Data listing ::
★ ★ ★ ★

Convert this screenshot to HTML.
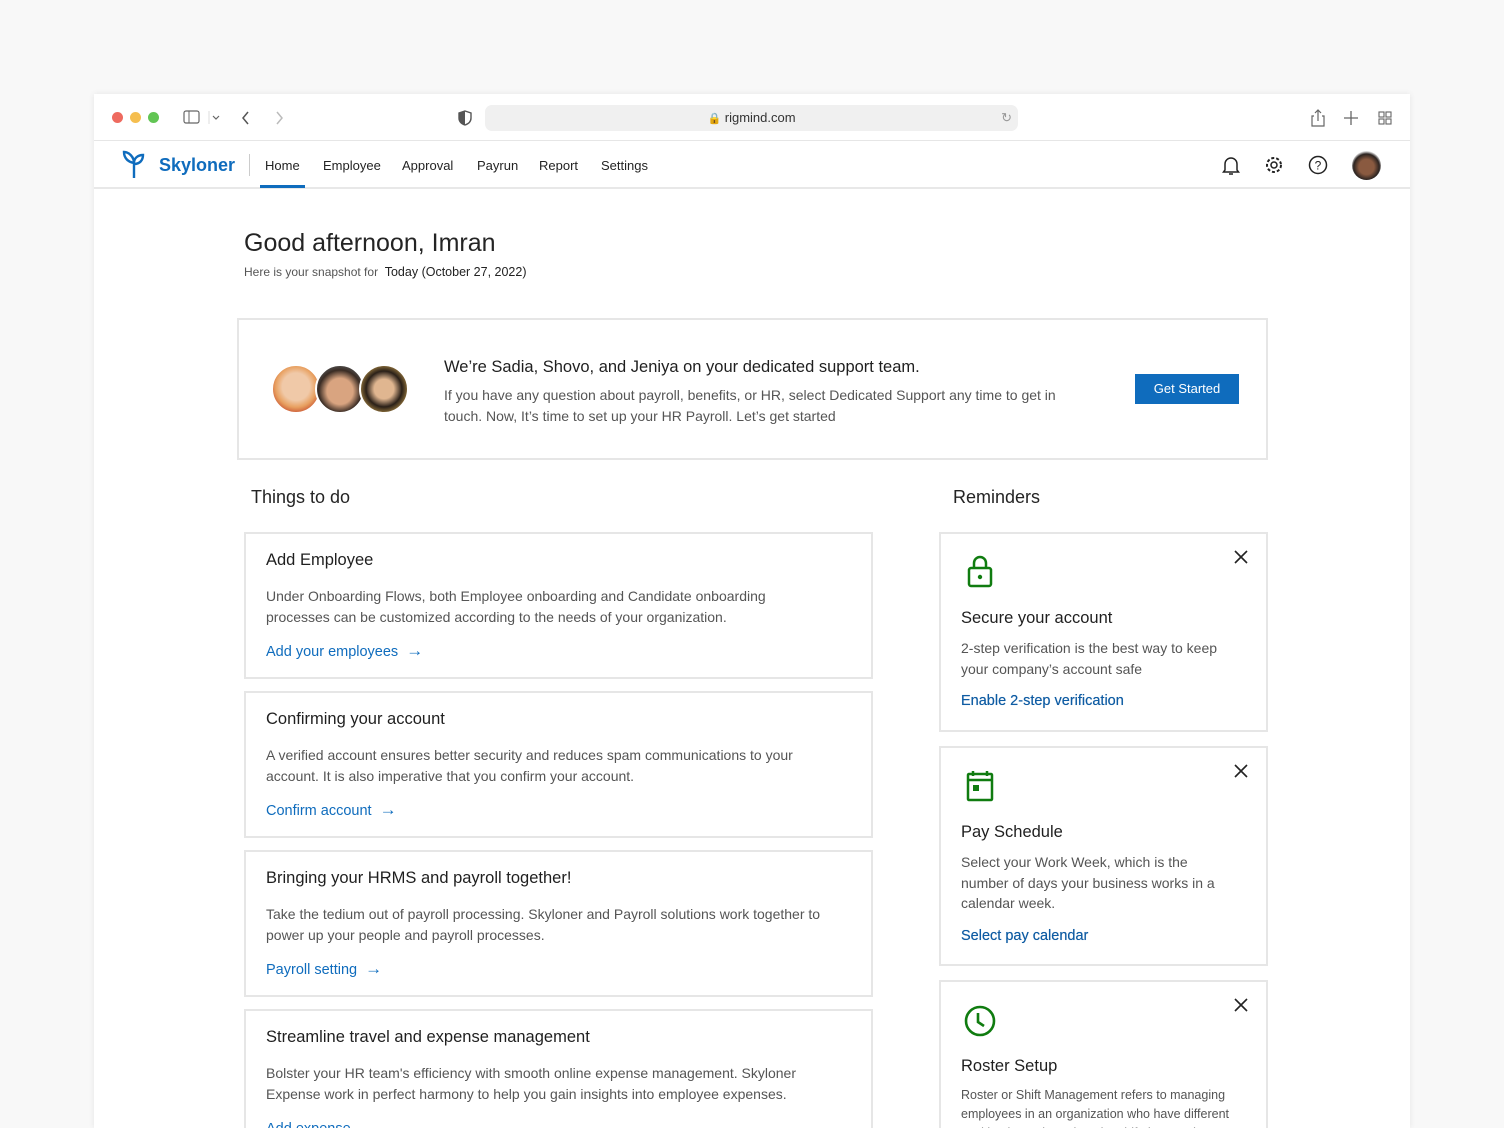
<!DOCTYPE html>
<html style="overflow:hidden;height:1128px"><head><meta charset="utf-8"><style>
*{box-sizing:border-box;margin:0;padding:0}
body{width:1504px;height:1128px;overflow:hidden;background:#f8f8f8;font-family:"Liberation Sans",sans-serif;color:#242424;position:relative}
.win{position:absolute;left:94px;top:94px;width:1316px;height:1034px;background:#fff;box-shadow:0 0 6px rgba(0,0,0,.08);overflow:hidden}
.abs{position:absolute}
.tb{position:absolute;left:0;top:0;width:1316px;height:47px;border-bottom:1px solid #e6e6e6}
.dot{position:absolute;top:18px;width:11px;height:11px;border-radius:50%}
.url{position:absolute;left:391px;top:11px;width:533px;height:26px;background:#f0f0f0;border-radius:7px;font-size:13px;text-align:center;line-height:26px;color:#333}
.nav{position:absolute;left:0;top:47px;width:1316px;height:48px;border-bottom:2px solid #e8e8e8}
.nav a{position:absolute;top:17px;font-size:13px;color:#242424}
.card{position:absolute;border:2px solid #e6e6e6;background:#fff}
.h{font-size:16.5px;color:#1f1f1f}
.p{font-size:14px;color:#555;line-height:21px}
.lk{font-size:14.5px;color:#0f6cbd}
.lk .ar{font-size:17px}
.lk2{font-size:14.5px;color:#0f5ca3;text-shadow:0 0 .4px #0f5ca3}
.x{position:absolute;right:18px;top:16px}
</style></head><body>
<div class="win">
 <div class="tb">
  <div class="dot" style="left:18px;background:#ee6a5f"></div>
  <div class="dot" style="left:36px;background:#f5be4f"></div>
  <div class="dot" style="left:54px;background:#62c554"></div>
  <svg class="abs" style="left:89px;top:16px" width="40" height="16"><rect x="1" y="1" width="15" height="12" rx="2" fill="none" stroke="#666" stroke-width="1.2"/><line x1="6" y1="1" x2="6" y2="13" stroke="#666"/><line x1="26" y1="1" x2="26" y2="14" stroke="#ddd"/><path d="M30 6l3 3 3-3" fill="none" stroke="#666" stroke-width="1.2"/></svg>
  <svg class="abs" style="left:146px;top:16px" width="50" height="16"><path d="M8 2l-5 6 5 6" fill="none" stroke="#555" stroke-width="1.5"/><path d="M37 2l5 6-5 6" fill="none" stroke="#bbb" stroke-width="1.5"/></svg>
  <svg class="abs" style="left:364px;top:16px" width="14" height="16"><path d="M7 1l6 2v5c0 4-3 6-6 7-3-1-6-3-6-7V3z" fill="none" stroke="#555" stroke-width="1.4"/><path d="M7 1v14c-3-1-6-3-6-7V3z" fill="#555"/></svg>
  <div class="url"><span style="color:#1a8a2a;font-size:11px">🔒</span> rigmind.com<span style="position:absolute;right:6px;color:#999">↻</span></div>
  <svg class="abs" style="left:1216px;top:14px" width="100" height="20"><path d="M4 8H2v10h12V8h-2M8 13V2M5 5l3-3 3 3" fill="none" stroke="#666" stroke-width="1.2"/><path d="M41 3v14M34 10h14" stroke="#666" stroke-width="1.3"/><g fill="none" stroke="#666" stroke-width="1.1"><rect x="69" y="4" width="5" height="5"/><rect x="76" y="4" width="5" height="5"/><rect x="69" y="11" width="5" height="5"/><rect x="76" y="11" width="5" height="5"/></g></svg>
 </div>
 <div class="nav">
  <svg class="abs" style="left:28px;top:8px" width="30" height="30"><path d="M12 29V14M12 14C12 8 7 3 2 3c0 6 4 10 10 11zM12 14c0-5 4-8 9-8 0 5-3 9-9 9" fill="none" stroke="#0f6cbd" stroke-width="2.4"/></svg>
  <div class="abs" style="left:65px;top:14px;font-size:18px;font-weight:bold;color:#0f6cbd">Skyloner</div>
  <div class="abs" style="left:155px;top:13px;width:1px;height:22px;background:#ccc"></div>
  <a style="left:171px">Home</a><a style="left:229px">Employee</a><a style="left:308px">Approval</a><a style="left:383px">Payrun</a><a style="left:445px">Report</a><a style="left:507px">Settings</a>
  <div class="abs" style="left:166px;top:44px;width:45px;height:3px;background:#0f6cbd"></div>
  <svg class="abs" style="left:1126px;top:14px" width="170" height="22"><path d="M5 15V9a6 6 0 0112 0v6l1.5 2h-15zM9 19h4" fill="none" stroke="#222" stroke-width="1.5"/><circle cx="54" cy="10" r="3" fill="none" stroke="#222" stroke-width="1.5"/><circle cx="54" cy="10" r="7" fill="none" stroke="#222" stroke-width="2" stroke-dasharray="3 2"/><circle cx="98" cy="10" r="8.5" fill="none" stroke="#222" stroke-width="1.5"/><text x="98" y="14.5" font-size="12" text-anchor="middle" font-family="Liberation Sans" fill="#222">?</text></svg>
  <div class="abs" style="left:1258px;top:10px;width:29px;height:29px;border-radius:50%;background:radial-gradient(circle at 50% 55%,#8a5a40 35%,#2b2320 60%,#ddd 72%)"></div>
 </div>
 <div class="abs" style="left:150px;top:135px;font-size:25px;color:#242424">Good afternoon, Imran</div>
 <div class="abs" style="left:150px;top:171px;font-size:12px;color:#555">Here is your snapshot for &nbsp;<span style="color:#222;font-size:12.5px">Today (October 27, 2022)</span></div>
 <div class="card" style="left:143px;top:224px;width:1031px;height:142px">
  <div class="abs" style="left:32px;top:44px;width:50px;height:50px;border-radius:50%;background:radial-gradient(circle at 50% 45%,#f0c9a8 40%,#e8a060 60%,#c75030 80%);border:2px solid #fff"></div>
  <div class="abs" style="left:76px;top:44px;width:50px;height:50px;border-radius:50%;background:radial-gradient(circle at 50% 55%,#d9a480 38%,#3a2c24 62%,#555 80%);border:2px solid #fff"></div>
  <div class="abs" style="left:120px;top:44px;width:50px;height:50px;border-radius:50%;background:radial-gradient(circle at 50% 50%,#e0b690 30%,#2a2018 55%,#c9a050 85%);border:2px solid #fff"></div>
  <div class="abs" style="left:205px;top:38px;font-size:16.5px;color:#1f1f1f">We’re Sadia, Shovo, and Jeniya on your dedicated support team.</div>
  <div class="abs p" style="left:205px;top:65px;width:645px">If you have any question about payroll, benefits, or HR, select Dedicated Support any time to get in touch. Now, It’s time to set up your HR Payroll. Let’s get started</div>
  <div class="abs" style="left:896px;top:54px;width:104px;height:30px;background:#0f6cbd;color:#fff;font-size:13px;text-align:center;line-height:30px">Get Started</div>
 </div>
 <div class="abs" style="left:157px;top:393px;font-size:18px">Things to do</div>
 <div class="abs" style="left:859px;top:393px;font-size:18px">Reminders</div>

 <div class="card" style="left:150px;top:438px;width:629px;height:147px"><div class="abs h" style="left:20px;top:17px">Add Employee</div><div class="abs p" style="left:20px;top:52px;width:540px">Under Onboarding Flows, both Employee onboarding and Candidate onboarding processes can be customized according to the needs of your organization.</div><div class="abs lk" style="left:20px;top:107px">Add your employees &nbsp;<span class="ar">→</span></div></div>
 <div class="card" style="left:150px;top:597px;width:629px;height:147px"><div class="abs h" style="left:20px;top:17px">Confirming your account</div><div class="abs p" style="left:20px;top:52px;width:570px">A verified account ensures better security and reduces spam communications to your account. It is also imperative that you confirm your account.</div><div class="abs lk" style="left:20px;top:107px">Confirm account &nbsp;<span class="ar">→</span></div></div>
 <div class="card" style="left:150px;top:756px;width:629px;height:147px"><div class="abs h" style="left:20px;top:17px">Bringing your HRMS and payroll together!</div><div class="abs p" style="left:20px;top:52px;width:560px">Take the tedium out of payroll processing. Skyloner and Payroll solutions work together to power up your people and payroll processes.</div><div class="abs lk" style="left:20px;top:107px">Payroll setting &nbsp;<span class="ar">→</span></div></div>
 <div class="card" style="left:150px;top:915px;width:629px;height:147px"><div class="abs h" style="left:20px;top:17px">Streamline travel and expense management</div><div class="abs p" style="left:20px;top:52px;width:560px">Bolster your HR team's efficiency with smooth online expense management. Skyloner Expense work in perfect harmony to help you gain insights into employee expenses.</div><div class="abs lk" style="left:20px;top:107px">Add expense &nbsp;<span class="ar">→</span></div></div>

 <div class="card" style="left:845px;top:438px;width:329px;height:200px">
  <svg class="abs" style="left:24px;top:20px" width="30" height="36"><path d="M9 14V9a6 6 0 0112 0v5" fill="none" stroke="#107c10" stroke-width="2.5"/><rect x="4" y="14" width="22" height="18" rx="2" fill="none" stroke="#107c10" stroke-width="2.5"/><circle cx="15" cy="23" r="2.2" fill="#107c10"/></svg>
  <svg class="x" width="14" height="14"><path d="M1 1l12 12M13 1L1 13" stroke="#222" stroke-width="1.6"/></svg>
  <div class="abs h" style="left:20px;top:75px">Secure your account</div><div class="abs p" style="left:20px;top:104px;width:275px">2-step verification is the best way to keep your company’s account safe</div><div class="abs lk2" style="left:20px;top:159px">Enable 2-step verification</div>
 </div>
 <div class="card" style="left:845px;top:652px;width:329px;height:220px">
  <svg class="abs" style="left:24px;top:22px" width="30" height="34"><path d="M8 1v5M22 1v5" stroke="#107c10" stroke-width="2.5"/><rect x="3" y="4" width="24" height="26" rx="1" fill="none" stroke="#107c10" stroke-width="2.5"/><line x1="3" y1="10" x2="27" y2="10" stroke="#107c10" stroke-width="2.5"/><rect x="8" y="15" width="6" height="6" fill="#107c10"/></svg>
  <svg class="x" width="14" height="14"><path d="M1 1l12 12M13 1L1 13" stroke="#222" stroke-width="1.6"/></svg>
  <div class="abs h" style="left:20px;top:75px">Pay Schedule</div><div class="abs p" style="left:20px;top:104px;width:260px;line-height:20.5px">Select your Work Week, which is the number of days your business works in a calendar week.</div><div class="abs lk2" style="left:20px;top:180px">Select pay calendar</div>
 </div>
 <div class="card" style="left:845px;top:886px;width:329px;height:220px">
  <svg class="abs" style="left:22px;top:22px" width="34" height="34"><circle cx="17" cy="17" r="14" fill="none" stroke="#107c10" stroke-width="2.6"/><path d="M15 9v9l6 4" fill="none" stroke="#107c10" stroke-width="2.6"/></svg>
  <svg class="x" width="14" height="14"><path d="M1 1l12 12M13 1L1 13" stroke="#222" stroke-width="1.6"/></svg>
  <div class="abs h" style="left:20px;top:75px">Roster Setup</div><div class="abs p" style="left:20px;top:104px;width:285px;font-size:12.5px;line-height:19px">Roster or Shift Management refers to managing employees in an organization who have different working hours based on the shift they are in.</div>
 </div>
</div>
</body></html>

★ ★ ★ ★

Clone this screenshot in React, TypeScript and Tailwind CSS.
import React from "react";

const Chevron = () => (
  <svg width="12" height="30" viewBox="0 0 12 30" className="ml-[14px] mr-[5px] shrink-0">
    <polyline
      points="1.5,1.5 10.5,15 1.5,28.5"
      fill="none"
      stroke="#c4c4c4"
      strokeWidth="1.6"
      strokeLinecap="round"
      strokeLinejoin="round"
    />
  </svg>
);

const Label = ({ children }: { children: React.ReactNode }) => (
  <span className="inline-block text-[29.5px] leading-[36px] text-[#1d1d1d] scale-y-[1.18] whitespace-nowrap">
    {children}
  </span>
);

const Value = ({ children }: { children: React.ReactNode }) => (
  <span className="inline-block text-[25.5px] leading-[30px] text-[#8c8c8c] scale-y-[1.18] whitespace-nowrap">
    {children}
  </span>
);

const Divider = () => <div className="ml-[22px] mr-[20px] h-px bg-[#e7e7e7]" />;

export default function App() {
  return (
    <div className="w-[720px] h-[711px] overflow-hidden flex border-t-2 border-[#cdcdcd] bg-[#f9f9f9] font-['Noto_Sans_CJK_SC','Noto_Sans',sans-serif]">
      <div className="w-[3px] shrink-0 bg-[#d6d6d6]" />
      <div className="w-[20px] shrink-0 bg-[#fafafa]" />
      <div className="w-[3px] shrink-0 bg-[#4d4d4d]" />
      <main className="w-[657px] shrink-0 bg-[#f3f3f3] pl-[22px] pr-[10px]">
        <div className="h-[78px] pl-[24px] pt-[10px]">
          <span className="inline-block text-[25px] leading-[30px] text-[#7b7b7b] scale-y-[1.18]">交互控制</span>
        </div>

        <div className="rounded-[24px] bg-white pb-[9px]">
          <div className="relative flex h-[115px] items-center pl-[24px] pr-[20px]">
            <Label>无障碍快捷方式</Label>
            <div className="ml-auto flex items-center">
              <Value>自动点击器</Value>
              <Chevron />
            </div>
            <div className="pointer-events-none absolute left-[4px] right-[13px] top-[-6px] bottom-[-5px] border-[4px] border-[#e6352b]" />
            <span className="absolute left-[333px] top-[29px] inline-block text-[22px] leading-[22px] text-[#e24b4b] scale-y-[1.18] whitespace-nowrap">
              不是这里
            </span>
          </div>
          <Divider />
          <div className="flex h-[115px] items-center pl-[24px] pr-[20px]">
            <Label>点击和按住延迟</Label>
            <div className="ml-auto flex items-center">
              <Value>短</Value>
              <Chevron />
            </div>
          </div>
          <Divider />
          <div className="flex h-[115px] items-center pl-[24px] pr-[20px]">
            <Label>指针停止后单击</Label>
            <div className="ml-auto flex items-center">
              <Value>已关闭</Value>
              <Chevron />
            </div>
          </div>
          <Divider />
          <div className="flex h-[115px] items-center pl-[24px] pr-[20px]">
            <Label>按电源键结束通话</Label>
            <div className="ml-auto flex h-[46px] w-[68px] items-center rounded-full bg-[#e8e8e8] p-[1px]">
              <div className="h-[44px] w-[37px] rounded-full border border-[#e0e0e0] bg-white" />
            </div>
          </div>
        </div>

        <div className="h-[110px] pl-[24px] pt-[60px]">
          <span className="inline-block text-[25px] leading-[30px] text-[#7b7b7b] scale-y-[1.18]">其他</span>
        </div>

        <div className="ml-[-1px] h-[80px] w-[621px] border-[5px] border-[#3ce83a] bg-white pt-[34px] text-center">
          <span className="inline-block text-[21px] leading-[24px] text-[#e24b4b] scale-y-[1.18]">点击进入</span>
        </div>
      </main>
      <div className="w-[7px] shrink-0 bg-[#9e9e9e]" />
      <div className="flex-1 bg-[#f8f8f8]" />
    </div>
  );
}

★ ★ ★ ★

Your objective ::
Above are some records. Count the lines among them with the word "React", and answer with the number only.

Final result ::
4